Making Educators Bear the Risk of Failure

I don’t think that anybody would dispute that our current education system is flawed. It’s hard to get out of school without a massive pile of debt. I went to one of the cheapest state schools in the county with my parents’ support. I still wound up over 10k in the hole. I know of many people who are in far worse shape, and they don’t have the skills that could lead a high-paying job.

I’ve spent most of my career working in for-profit education, and the situation isn’t any better. When I worked in China, it was common to hear that students had taken out loans to attend English courses. In Ukraine, loans aren’t common, but paying for English is a serious personal sacrifice for many. I’m not sure that many students received a great return on their investment for a few reasons:

  1. English, in and of itself, won’t open that many doors.
  2. Classes focus on the least important skills: you don’t need more conversation clubs, you need to write solid emails, handle a business call and read complex documentation.
  3. Learning English is painful and hard, schools make money when classes are fun

Islamic finance had a useful idea that could help get us out of this mess. The strict prohibition on interest, know as riba, is actually an injunction against unequal risks in financial dealings. A person can invest in a business, but it’s forbidden to guarantee a return — the investor must assume risk. The entire Western financial system is built around isolating investors, banks and businesses for risks while maximizing their exposure to profit.

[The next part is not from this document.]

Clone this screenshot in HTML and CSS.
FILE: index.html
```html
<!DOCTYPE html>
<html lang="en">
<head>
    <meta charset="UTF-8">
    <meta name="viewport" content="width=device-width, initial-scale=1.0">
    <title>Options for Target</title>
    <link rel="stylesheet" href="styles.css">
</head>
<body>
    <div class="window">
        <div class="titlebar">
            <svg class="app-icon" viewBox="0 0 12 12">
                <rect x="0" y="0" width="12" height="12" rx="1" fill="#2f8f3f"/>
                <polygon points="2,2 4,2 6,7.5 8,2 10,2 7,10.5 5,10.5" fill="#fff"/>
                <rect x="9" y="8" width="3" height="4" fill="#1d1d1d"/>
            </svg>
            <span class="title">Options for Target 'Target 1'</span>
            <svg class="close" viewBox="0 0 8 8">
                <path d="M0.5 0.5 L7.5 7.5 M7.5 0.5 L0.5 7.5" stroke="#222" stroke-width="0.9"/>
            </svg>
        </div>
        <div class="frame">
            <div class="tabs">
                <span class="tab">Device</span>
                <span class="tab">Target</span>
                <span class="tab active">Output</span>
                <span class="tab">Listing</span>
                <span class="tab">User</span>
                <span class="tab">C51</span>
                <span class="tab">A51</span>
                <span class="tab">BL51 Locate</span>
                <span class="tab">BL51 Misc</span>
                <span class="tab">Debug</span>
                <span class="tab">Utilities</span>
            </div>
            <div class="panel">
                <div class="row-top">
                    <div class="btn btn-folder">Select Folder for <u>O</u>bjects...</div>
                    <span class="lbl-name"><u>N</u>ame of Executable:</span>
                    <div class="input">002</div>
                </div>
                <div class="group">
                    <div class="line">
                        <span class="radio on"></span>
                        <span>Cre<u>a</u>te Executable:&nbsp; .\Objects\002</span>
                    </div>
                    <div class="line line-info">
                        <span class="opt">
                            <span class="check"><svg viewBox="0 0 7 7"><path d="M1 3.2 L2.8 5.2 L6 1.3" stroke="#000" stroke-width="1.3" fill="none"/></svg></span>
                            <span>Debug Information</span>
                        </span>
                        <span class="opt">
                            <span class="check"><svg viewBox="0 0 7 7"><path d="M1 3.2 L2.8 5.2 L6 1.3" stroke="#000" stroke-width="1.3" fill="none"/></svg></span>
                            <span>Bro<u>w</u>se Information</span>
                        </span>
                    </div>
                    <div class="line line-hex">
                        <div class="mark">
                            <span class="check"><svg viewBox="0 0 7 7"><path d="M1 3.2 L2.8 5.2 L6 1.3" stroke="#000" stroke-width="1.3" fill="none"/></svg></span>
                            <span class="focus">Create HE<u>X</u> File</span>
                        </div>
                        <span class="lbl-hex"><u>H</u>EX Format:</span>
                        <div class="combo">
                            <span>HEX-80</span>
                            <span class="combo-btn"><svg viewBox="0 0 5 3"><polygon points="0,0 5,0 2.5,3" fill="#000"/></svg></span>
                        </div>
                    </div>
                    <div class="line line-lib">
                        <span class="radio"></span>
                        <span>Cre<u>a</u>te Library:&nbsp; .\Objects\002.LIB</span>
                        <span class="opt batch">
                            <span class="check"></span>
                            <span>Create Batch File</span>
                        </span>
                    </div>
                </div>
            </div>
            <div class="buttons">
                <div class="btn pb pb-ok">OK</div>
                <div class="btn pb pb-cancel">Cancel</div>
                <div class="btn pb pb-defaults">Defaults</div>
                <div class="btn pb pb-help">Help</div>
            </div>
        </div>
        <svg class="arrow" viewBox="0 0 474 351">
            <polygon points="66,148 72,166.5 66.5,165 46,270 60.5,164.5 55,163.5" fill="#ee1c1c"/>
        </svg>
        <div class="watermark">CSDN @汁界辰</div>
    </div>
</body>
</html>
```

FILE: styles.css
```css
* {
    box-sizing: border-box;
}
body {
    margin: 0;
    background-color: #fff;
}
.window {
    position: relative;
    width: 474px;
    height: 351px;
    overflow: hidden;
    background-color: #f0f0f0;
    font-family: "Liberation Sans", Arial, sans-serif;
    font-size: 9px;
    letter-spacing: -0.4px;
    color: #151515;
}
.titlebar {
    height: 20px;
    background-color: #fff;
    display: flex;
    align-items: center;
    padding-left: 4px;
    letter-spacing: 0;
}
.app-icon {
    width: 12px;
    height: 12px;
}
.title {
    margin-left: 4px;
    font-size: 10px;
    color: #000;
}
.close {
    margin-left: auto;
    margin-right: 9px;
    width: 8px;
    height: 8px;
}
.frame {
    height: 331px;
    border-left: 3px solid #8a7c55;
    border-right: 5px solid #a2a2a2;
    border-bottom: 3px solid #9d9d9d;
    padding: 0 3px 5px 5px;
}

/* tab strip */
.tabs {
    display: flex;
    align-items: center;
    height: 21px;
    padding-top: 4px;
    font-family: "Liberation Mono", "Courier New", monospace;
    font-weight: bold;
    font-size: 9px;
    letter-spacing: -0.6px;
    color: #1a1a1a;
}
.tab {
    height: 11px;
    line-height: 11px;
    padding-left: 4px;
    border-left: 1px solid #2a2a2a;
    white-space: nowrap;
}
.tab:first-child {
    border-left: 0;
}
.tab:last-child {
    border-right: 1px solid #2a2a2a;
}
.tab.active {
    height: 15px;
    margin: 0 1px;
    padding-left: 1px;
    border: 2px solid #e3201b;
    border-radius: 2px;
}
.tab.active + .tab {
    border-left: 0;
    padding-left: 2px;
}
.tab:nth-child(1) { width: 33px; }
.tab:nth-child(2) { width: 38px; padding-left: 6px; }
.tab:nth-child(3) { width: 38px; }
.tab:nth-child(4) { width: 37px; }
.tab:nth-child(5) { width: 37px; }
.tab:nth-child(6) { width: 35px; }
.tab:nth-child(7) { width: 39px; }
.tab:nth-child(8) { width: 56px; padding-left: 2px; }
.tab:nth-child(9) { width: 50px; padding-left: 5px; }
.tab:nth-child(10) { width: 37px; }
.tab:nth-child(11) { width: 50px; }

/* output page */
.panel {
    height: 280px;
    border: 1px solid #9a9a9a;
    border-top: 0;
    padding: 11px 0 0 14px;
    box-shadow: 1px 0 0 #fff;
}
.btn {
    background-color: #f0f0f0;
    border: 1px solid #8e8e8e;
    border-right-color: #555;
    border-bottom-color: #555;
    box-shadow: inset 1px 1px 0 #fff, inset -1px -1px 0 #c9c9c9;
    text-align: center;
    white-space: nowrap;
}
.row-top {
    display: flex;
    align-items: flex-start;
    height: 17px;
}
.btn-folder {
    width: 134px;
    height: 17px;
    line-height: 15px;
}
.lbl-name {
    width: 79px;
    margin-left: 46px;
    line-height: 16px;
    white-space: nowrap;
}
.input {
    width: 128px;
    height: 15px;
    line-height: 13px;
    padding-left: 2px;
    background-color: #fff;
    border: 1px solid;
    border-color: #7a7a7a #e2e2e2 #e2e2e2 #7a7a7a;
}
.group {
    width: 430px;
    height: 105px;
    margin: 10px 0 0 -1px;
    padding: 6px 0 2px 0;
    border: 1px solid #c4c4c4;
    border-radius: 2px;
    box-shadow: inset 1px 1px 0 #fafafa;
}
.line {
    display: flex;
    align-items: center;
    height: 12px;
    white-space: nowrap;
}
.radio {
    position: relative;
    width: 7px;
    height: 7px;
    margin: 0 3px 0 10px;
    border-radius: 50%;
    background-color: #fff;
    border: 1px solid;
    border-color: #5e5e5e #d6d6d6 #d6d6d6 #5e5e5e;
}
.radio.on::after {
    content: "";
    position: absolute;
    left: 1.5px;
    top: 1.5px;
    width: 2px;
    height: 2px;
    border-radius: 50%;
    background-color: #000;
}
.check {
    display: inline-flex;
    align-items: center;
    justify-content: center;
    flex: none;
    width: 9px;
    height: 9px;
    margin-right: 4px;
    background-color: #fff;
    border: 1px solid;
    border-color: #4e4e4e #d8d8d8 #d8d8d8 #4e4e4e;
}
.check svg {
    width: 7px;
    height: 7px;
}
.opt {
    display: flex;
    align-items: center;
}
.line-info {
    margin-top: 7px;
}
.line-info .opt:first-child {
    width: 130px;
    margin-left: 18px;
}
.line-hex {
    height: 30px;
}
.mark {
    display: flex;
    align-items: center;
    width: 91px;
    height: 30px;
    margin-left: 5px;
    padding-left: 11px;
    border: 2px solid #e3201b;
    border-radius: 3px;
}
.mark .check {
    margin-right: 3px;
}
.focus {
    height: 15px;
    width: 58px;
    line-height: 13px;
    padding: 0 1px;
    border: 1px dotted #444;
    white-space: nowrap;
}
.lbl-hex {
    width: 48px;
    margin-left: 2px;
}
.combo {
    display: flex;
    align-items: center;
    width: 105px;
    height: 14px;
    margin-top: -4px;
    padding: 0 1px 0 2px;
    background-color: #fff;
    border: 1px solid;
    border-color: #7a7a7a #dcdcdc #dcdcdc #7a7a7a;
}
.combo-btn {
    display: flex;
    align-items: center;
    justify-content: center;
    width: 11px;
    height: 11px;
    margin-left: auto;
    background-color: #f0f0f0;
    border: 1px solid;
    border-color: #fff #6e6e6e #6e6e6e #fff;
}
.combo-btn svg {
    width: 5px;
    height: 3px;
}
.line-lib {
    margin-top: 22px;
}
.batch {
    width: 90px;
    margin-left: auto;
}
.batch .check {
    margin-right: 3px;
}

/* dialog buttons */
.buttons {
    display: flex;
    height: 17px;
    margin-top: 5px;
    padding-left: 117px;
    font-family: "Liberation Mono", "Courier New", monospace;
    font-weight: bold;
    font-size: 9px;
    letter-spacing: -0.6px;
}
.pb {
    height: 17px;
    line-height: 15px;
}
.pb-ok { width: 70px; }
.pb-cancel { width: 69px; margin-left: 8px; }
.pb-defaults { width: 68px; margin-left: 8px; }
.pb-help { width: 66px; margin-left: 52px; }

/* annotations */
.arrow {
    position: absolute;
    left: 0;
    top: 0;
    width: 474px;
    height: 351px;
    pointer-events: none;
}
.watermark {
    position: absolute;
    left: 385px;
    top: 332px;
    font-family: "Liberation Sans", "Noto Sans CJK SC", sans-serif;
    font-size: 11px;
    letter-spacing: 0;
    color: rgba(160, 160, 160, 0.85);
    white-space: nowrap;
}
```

Universities face no risk if they churn out thousands of graduates with degrees that offer little to no hope of gainful employment. Banks that provide private student loans can make someone’s life miserable until every last penny, plus obscenely high interest, is extracted. The English school faces no repercussions if students don’t go on to get better jobs with their English. It’s the ultimate not having skin in the game.

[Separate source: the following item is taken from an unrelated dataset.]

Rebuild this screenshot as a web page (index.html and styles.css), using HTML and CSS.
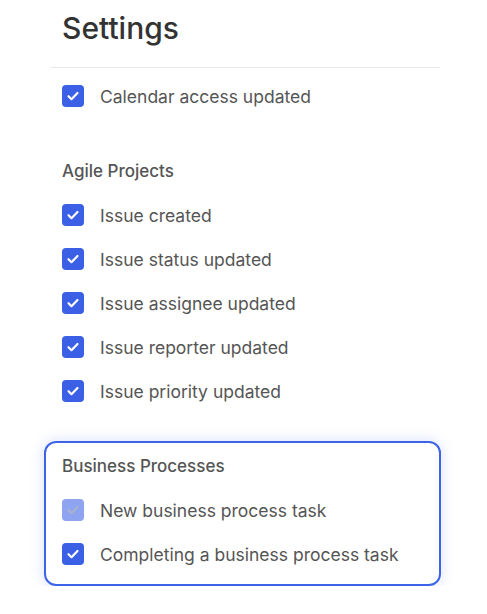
FILE: index.html
```html
<!DOCTYPE html>
<html>
<head>
<meta charset="utf-8">
<link rel="stylesheet" href="styles.css">
</head>
<body>
<div class="page">
  <div class="header"><h1 class="title">Settings</h1></div>
  <div class="list">
    <div class="row"><span class="cb"><svg viewBox="0 0 22 22"><path d="M6.5 11.2l3 3 6-6.2" /></svg></span><span class="label">Calendar access updated</span></div>
  </div>
  <div class="section">
    <div class="sec-title">Agile Projects</div>
    <div class="row"><span class="cb"><svg viewBox="0 0 22 22"><path d="M6.5 11.2l3 3 6-6.2" /></svg></span><span class="label">Issue created</span></div>
    <div class="row"><span class="cb"><svg viewBox="0 0 22 22"><path d="M6.5 11.2l3 3 6-6.2" /></svg></span><span class="label">Issue status updated</span></div>
    <div class="row"><span class="cb"><svg viewBox="0 0 22 22"><path d="M6.5 11.2l3 3 6-6.2" /></svg></span><span class="label">Issue assignee updated</span></div>
    <div class="row"><span class="cb"><svg viewBox="0 0 22 22"><path d="M6.5 11.2l3 3 6-6.2" /></svg></span><span class="label">Issue reporter updated</span></div>
    <div class="row"><span class="cb"><svg viewBox="0 0 22 22"><path d="M6.5 11.2l3 3 6-6.2" /></svg></span><span class="label">Issue priority updated</span></div>
  </div>
  <div class="section boxed">
    <div class="sec-title">Business Processes</div>
    <div class="row"><span class="cb disabled"><svg viewBox="0 0 22 22"><path d="M6.5 11.2l3 3 6-6.2" /></svg></span><span class="label">New business process task</span></div>
    <div class="row"><span class="cb"><svg viewBox="0 0 22 22"><path d="M6.5 11.2l3 3 6-6.2" /></svg></span><span class="label">Completing a business process task</span></div>
  </div>
</div>
</body>
</html>
```
FILE: styles.css
```css
html, body {
  margin: 0;
  padding: 0;
  background: #ffffff;
}
body {
  font-family: Inter, "Noto Sans", sans-serif;
  color: #555555;
}
.page {
  width: 389px;
  margin-left: 51px;
}
.header {
  height: 68px;
  border-bottom: 1px solid #e8e8ee;
  box-sizing: border-box;
  padding-left: 11px;
  display: flex;
  align-items: flex-start;
}
.title {
  margin: 8px 0 0 0;
  font-size: 30px;
  font-weight: 500;
  color: #333333;
  line-height: 40px;
}
.list {
  padding-top: 6px;
}
.section {
  margin-top: 31px;
}
.sec-title {
  height: 44px;
  display: flex;
  align-items: center;
  padding-left: 11px;
  font-size: 17px;
  font-weight: 500;
  color: #555555;
}
.row {
  height: 44px;
  display: flex;
  align-items: center;
  padding-left: 11px;
}
.cb {
  width: 22px;
  height: 22px;
  border-radius: 4px;
  background: #3b5fe5;
  display: flex;
  flex: none;
}
.cb svg {
  width: 22px;
  height: 22px;
  fill: none;
  stroke: #ffffff;
  stroke-width: 2.2;
  stroke-linecap: round;
  stroke-linejoin: round;
}
.cb.disabled {
  background: #8ea4f0;
}
.cb.disabled svg {
  stroke: #a8b2cc;
}
.label {
  margin-left: 16px;
  font-size: 17.5px;
  color: #555555;
}
.boxed {
  margin-top: 28px;
  margin-left: -7px;
  margin-right: -1px;
  padding: 1px 0 8px 5px;
  border: 2px solid #3d63e8;
  border-radius: 12px;
  box-shadow: 0 0 14px rgba(80, 110, 230, 0.22);
}
```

Many of the new coding bootcamps have a fascinating business model: You pay nothing until you start working in computer programming. They are financially invested in your success, not entertaining you and giving you a certificate. It’s not hard to guess that I’d run my English classes differently if I got paid based on the future earnings of my students.

I don’t see this as working universally, but the system needs tweaking so that more people have a stake in the success or failure of students.